La realidad no podemos cambiarla pero al menos cambiamos algo en nuestro interior, algo que nadie alcanza a ver, y eso que cambiamos nos permite vivir de otro modo cualquier viaje y cualquier experiencia.
El vendedor de olivos llega a cambiarse el nombre por consejo de un experto chino a quien conoce en el Waldorf Astoria. Los chinos que desean triunfar en los negocios cambian sus nombres porque de lo contrario fracasarán. Llamarse de otro modo equivale a ser mejor que eras. Es el primer acto del triunfo.

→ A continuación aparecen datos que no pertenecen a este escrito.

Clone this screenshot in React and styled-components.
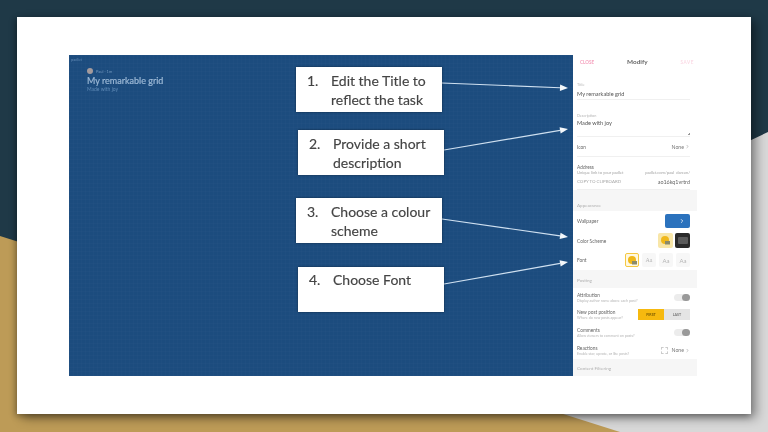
import React from "react";
import styled, { createGlobalStyle } from "styled-components";
import { ChevronRight } from "lucide-react";

const Global = createGlobalStyle`
  html, body { margin: 0; padding: 0; width: 768px; height: 432px; overflow: hidden; background: #1f3a4a; }
  * { box-sizing: border-box; }
`;

const Slide = styled.div`
  position: relative; width: 768px; height: 432px; padding: 17px; overflow: hidden;
  background: #1f3947; font-family: "Lato", "Liberation Sans", sans-serif;
`;
const GreyShape = styled.div`
  position: absolute; inset: 0; background: #d8d8d8;
  clip-path: polygon(768px 132px, 768px 432px, 0 432px, 0 493px);
`;
const GoldShape = styled.div`
  position: absolute; inset: 0; background: #bd9b57;
  clip-path: polygon(0 236px, 620px 432px, 0 432px);
`;
const Card = styled.div`
  position: relative; width: 734px; height: 397px; padding: 38px 54px 38px 52px;
  background: #fff; box-shadow: 5px 4px 10px rgba(0,0,0,.4), -2px 2px 6px rgba(0,0,0,.3);
`;
const Shot = styled.div`
  position: relative; display: flex; width: 628px; height: 321px;
`;
const Canvas = styled.div`
  width: 504px; padding: 2px 2px; color: #a9c3dd; filter: blur(.55px);
  background-color: #1c4c7e;
  background-image:
    linear-gradient(rgba(255,255,255,.012) 1px, transparent 1px),
    linear-gradient(90deg, rgba(255,255,255,.012) 1px, transparent 1px);
  background-size: 4px 4px;
`;
const Tiny = styled.div`font-size: 4px; line-height: 6px; color: #5f88b3;`;
const Header = styled.div`padding: 4px 0 0 16px;`;
const Author = styled.div`display: flex; align-items: center; gap: 3px; font-size: 4px; color: #6f94ba; height: 8px;`;
const Avatar = styled.span`width: 6px; height: 6px; border-radius: 50%; background: #a59b9c;`;
const BoardTitle = styled.div`font-size: 9px; line-height: 11px; font-weight: 400; color: #9db9d6; -webkit-text-stroke: .2px #9db9d6;`;
const BoardSub = styled.div`font-size: 5px; line-height: 6px; color: #5f8ab6;`;

const Side = styled.div`
  width: 124px; background: #fff; overflow: hidden; color: #555; filter: blur(.45px); font-size: 4.6px;
`;
const TopBar = styled.div`
  display: flex; justify-content: space-between; align-items: center; height: 13px; padding: 0 3px 0 7px;
`;
const TopLink = styled.span`
  font-size: 4.6px; font-weight: 700; color: ${p => p.$light ? "#fbdbe6" : "#f5a3bf"};
  letter-spacing: ${p => p.$light ? ".6px" : "0"};
`;
const TopTitle = styled.span`font-size: 6.4px; font-weight: 700; color: #666;`;
const Field = styled.div`
  margin: 0 7px 0 4px; height: ${p => p.$h}px; padding-top: ${p => p.$pt}px;
  border-bottom: 1px solid #f0f0f0; position: relative;
`;
const FieldLabel = styled.div`font-size: 3.8px; line-height: 5px; color: #b5b5b5;`;
const FieldValue = styled.div`font-size: 5.6px; line-height: 8px; color: #555; margin-top: ${p => p.$gap}px;`;
const Resize = styled.span`
  position: absolute; right: 0; bottom: 1px; width: 3px; height: 3px;
  background: linear-gradient(135deg, transparent 50%, #999 50%);
`;
const Row = styled.div`
  display: flex; justify-content: space-between; align-items: center;
  margin: 0 7px 0 4px; height: ${p => p.$h}px;
  ${p => p.$line && "border-bottom: 1px solid #f0f0f0;"}
`;
const RowTitle = styled.div`font-size: 4.8px; line-height: 6px; color: #666;`;
const RowHint = styled.div`font-size: 3.6px; line-height: 5px; color: #b5b5b5;`;
const Section = styled.div`
  height: ${p => p.$h}px; background: #f6f6f6; padding: ${p => p.$pt}px 0 0 4px;
  font-size: 4.6px; line-height: 6px; color: #b0b0b0;
`;
const Split = styled.div`
  display: flex; justify-content: space-between; font-size: ${p => p.$size}px; line-height: 6px; color: #a5a5a5;
  margin-top: ${p => p.$gap || 0}px;
`;
const Code = styled.span`font-size: 5.4px; color: #666;`;
const Value = styled.span`display: flex; align-items: center; gap: 1px; font-size: 5.2px; color: #777;`;
const WallpaperBtn = styled.div`
  display: flex; align-items: center; justify-content: flex-end; padding-right: 5px;
  width: 25px; height: 14px; border-radius: 2px; background: #2b72bd; color: #fff;
`;
const Swatches = styled.div`display: flex; gap: 2px; align-items: center;`;
const Swatch = styled.div`
  display: flex; align-items: center; justify-content: center;
  width: 15px; height: 15px; border-radius: 2px;
  background: ${p => p.$dark ? "#2a2a2a" : "#f8e6a8"};
`;
const Mini = styled.div`width: 10px; height: 7px; background: #5a5a5a; border-radius: 1px;`;
const Fonts = styled.div`display: flex; gap: 3px; align-items: center;`;
const FontTile = styled.div`
  display: flex; align-items: center; justify-content: center;
  width: 14px; height: 14px; border-radius: 2px; font-size: 6px;
  color: #b5b5b5; background: ${p => p.$on ? "#fff8e0" : "#f7f7f7"};
  border: ${p => p.$on ? "1px solid #f5c842" : "none"};
  font-family: ${p => p.$serif ? '"Liberation Serif", serif' : '"Lato", sans-serif'};
`;
const Toggle = styled.div`
  position: relative; width: 16px; height: 7px; border-radius: 4px; background: #ececec;
  &::after { content: ""; position: absolute; right: 0; top: 0; width: 8px; height: 7px; border-radius: 4px; background: #999; }
`;
const Segments = styled.div`display: flex; width: 52px; height: 11px;`;
const Segment = styled.div`
  flex: 1; display: flex; align-items: center; justify-content: center; font-size: 3.6px; font-weight: 700;
  color: ${p => p.$on ? "#7a5a00" : "#777"}; background: ${p => p.$on ? "#f6b90f" : "#e4e4e4"};
`;
const Dashed = styled.span`width: 7px; height: 7px; border: 1px dashed #ccc; margin-right: 3px;`;

const Note = styled.div`
  position: absolute; left: ${p => p.$x}px; top: ${p => p.$y}px; width: 146px; height: 45px;
  display: grid; grid-template-columns: 24px 1fr; align-content: start;
  padding: ${p => p.$pt}px 0 0 11px;
  background: #fff; color: #444; font-size: 14px; line-height: 19px;
  -webkit-text-stroke: .15px #444;
  box-shadow: 0 0 2px rgba(0,0,0,.5); filter: blur(.3px);
`;
const Arrows = styled.svg`position: absolute; left: 0; top: 0; pointer-events: none; filter: blur(.2px);`;

const notes = [
  { x: 227, y: 12, n: "1.", lines: ["Edit the Title to", "reflect the task"], pt: 4 },
  { x: 229, y: 75, n: "2.", lines: ["Provide a short", "description"], pt: 4 },
  { x: 227, y: 143, n: "3.", lines: ["Choose a colour", "scheme"], pt: 4 },
  { x: 229, y: 212, n: "4.", lines: ["Choose Font"], pt: 3 },
];
const arrows = [
  [373, 28, 499, 33],
  [375, 95, 499, 74],
  [373, 164, 499, 182],
  [375, 229, 499, 207],
];

const Emoji = () => (
  <svg width="11" height="11" viewBox="0 0 11 11">
    <circle cx="5" cy="5" r="4" fill="#f0b81a" />
    <rect x="5" y="6" width="5" height="3.5" fill="#8a8a6a" />
  </svg>
);

function Sidebar() {
  return (
    <Side>
      <TopBar>
        <TopLink>CLOSE</TopLink>
        <TopTitle>Modify</TopTitle>
        <TopLink $light>SAVE</TopLink>
      </TopBar>
      <Field $h={32} $pt={14}>
        <FieldLabel>Title</FieldLabel>
        <FieldValue $gap={3}>My remarkable grid</FieldValue>
      </Field>
      <Field $h={37} $pt={13}>
        <FieldLabel>Description</FieldLabel>
        <FieldValue $gap={1}>Made with joy</FieldValue>
        <Resize />
      </Field>
      <Row $h={20} $line>
        <RowTitle>Icon</RowTitle>
        <Value>None <ChevronRight size={5} /></Value>
      </Row>
      <Field $h={33} $pt={7}>
        <RowTitle>Address</RowTitle>
        <Split $size={4.1}><span>Unique link to your padlet</span><span>padlet.com/paul_darcan/</span></Split>
        <Split $size={4.4} $gap={3}><span>COPY TO CLIPBOARD</span><Code>ao16kq1vrtrd</Code></Split>
      </Field>
      <Section $h={21} $pt={12}>Appearance</Section>
      <Row $h={20}>
        <RowTitle>Wallpaper</RowTitle>
        <WallpaperBtn><ChevronRight size={6} strokeWidth={3} /></WallpaperBtn>
      </Row>
      <Row $h={19}>
        <RowTitle>Color Scheme</RowTitle>
        <Swatches>
          <Swatch><Emoji /></Swatch>
          <Swatch $dark><Mini /></Swatch>
        </Swatches>
      </Row>
      <Row $h={20}>
        <RowTitle>Font</RowTitle>
        <Fonts>
          <FontTile $on><Emoji /></FontTile>
          <FontTile $serif>Aa</FontTile>
          <FontTile>Aa</FontTile>
          <FontTile>Aa</FontTile>
        </Fonts>
      </Row>
      <Section $h={18} $pt={7}>Posting</Section>
      <Row $h={18}>
        <div>
          <RowTitle>Attribution</RowTitle>
          <RowHint>Display author name above each post?</RowHint>
        </div>
        <Toggle />
      </Row>
      <Row $h={17}>
        <div>
          <RowTitle>New post position</RowTitle>
          <RowHint>Where do new posts appear?</RowHint>
        </div>
        <Segments>
          <Segment $on>FIRST</Segment>
          <Segment>LAST</Segment>
        </Segments>
      </Row>
      <Row $h={18}>
        <div>
          <RowTitle>Comments</RowTitle>
          <RowHint>Allow viewers to comment on posts?</RowHint>
        </div>
        <Toggle />
      </Row>
      <Row $h={18}>
        <div>
          <RowTitle>Reactions</RowTitle>
          <RowHint>Enable star, upvote, or like posts?</RowHint>
        </div>
        <Value><Dashed />None <ChevronRight size={5} /></Value>
      </Row>
      <Section $h={20} $pt={6}>Content Filtering</Section>
    </Side>
  );
}

export default function App() {
  return (
    <>
      <Global />
      <Slide>
        <GreyShape />
        <GoldShape />
        <Card>
          <Shot>
            <Canvas>
              <Tiny>padlet</Tiny>
              <Header>
                <Author><Avatar /> Paul · 1m</Author>
                <BoardTitle>My remarkable grid</BoardTitle>
                <BoardSub>Made with joy</BoardSub>
              </Header>
            </Canvas>
            <Sidebar />
            <Arrows width="628" height="321" viewBox="0 0 628 321">
              {arrows.map(([x1, y1, x2, y2]) => {
                const a = Math.atan2(y2 - y1, x2 - x1);
                const l = 8, w = 3.2;
                const bx = x2 - l * Math.cos(a), by = y2 - l * Math.sin(a);
                const px = -Math.sin(a) * w, py = Math.cos(a) * w;
                return (
                  <g key={x1 + "-" + y1}>
                    <line x1={x1} y1={y1} x2={bx} y2={by} stroke="#cfe0f0" strokeWidth="1.1" />
                    <polygon points={`${x2},${y2} ${bx + px},${by + py} ${bx - px},${by - py}`} fill="#f4f8fb" />
                  </g>
                );
              })}
            </Arrows>
            {notes.map(n => (
              <Note key={n.n} $x={n.x} $y={n.y} $pt={n.pt}>
                <span>{n.n}</span>
                <div>{n.lines.map(l => <div key={l}>{l}</div>)}</div>
              </Note>
            ))}
          </Shot>
        </Card>
      </Slide>
    </>
  );
}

A la mañana siguiente, y sin previo aviso, yo mismo me encontré con el vendedor de olivos en Manhattan mientras tomaba café en el Rockefeller Center. Lo reconocí gracias a los dibujos de Alfredo. Además, llevaba un bonsai-olivo bajo el brazo. Y tomaba medidas en lo que en invierno es una pista de patinaje sobre hielo. Golpeé la cristalera para que el tipo se volviera a mirar. Y lo hizo. Y a continuación le indiqué con un gesto que entrara. Y entró. Desayunamos juntos y él, como si no hubiera yo escrito el libro, empezó a contarme su historia, lo difícil que resultaba vender olivos en una ciudad en la que se vende cualquier cosa, pero un olivo no era cualquier cosa. Ni siquiera los judíos de la calle 47 lo tenían claro, a pesar del Huerto de Getsemani. Ni los cristianos de la casa Cartier o de la firma Gucci. ¿Los musulmanes? Todavía peor. Mucho peor porque les decía que los olivos eran de Osuna y entendían Osama. Y si nombras a Osama (Bin Laden) en Nueva York, ya sabes en la que te metes.
El vendedor dijo que tenía prisa. Nos despedimos. Suerte, le dije. Pero no sé si la tendrá o si alguna vez volveré a verlo.